## START
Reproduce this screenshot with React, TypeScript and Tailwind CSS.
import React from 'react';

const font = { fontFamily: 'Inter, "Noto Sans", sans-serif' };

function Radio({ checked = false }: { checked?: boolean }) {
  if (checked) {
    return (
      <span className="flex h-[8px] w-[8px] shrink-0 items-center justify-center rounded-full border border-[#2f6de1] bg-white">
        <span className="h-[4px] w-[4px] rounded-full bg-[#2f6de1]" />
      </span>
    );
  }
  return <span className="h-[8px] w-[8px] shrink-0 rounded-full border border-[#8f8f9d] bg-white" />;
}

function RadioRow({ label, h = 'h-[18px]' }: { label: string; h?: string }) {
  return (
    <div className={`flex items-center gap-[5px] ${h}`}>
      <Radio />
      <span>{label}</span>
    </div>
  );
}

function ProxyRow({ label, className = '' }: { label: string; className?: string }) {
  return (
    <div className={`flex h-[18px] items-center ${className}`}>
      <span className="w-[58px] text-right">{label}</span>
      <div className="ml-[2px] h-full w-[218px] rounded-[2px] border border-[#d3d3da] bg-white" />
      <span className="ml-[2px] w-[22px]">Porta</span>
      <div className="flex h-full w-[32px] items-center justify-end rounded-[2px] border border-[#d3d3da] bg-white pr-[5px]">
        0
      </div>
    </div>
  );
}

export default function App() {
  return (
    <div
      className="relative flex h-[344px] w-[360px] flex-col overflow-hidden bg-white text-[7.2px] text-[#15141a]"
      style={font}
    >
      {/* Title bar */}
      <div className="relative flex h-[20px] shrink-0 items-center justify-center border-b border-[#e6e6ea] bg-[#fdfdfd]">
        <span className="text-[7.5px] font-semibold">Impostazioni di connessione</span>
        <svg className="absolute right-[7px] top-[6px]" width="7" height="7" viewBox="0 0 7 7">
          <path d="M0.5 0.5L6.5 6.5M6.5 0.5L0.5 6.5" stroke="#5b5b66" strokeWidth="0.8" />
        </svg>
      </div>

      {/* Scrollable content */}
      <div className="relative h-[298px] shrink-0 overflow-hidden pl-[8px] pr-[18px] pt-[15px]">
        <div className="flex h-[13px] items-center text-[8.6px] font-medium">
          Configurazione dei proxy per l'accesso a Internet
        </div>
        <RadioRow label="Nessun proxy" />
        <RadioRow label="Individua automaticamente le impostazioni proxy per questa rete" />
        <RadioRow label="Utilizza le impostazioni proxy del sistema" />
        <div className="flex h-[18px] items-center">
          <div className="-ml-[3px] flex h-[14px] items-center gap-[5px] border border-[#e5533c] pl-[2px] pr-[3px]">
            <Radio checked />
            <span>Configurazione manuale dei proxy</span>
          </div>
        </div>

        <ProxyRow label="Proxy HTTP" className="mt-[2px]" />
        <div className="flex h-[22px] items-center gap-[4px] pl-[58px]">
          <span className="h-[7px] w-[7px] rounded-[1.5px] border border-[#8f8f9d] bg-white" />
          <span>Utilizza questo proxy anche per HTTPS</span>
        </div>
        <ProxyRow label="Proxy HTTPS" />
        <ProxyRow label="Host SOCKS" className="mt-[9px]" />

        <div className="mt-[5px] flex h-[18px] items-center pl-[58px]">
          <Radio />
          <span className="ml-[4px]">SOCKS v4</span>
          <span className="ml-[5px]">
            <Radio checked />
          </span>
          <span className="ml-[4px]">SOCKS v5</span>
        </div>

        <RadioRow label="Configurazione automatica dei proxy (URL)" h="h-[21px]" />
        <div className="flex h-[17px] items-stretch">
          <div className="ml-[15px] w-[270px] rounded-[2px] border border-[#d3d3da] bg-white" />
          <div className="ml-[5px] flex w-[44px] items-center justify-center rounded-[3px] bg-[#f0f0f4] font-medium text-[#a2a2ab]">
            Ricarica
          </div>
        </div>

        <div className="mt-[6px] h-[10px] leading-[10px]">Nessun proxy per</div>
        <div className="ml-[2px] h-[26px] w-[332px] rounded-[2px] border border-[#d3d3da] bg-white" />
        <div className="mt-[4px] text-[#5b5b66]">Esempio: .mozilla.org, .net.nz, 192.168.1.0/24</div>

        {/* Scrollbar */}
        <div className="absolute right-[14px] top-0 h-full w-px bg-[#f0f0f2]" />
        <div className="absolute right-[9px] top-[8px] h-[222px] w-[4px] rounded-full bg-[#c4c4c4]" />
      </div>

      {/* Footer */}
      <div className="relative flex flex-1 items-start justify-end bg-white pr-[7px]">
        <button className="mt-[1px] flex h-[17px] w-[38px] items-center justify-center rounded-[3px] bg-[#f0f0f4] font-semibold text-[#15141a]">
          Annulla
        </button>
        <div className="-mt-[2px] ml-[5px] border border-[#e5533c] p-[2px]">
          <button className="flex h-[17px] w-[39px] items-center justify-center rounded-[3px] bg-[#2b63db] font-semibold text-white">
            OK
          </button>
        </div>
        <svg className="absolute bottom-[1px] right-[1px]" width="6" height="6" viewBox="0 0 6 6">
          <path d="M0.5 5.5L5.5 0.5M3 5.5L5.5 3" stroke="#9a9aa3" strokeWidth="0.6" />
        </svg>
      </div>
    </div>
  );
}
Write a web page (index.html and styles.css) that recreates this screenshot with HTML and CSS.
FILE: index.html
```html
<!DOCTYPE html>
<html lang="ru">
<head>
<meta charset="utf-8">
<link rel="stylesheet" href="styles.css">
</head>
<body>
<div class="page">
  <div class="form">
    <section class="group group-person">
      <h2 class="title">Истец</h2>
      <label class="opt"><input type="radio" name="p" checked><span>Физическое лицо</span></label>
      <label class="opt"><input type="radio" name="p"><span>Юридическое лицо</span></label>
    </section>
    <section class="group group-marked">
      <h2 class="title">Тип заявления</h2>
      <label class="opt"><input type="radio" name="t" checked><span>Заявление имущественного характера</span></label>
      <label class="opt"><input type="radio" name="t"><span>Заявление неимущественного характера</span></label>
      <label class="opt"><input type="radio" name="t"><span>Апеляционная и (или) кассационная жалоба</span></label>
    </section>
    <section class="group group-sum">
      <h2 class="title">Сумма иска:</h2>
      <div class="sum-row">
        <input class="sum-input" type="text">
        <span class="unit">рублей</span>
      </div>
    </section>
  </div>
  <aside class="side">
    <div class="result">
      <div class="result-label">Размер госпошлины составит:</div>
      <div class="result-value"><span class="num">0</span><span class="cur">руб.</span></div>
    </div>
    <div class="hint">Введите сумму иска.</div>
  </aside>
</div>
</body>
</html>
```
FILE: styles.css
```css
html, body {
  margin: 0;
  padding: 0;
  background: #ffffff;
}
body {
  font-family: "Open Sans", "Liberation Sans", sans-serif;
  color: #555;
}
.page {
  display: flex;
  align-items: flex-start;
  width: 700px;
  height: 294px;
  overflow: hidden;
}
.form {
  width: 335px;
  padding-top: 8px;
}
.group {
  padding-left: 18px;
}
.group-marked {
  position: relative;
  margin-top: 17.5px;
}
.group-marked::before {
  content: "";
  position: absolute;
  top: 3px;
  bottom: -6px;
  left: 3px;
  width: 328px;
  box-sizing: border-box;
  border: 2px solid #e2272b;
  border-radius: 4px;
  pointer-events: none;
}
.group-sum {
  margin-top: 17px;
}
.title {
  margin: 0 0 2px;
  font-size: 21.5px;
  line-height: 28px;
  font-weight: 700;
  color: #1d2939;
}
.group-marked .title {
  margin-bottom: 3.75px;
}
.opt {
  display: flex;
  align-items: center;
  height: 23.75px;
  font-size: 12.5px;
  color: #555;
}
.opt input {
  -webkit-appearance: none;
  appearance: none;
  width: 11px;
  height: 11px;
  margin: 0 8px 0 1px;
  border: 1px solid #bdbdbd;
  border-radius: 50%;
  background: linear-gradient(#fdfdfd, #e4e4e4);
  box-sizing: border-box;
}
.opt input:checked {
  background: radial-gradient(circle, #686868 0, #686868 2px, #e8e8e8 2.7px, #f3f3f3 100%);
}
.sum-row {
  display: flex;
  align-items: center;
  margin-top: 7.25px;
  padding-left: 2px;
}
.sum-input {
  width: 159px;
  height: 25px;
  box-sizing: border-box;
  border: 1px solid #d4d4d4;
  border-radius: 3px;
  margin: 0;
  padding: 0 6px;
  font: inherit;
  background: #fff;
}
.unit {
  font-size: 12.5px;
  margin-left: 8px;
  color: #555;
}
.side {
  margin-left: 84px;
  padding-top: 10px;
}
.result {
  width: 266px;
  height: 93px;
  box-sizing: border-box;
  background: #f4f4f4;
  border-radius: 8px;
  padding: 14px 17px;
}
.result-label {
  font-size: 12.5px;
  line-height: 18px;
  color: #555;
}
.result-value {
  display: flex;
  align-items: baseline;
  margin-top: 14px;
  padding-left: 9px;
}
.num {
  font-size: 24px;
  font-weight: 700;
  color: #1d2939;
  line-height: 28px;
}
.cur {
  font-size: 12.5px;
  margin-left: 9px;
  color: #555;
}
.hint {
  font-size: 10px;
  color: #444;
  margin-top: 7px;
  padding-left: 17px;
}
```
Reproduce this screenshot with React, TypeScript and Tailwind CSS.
## END
Given problem: Only the number is wanted: count the lines of the records that hold the word "page".

Answer to this exercise: 3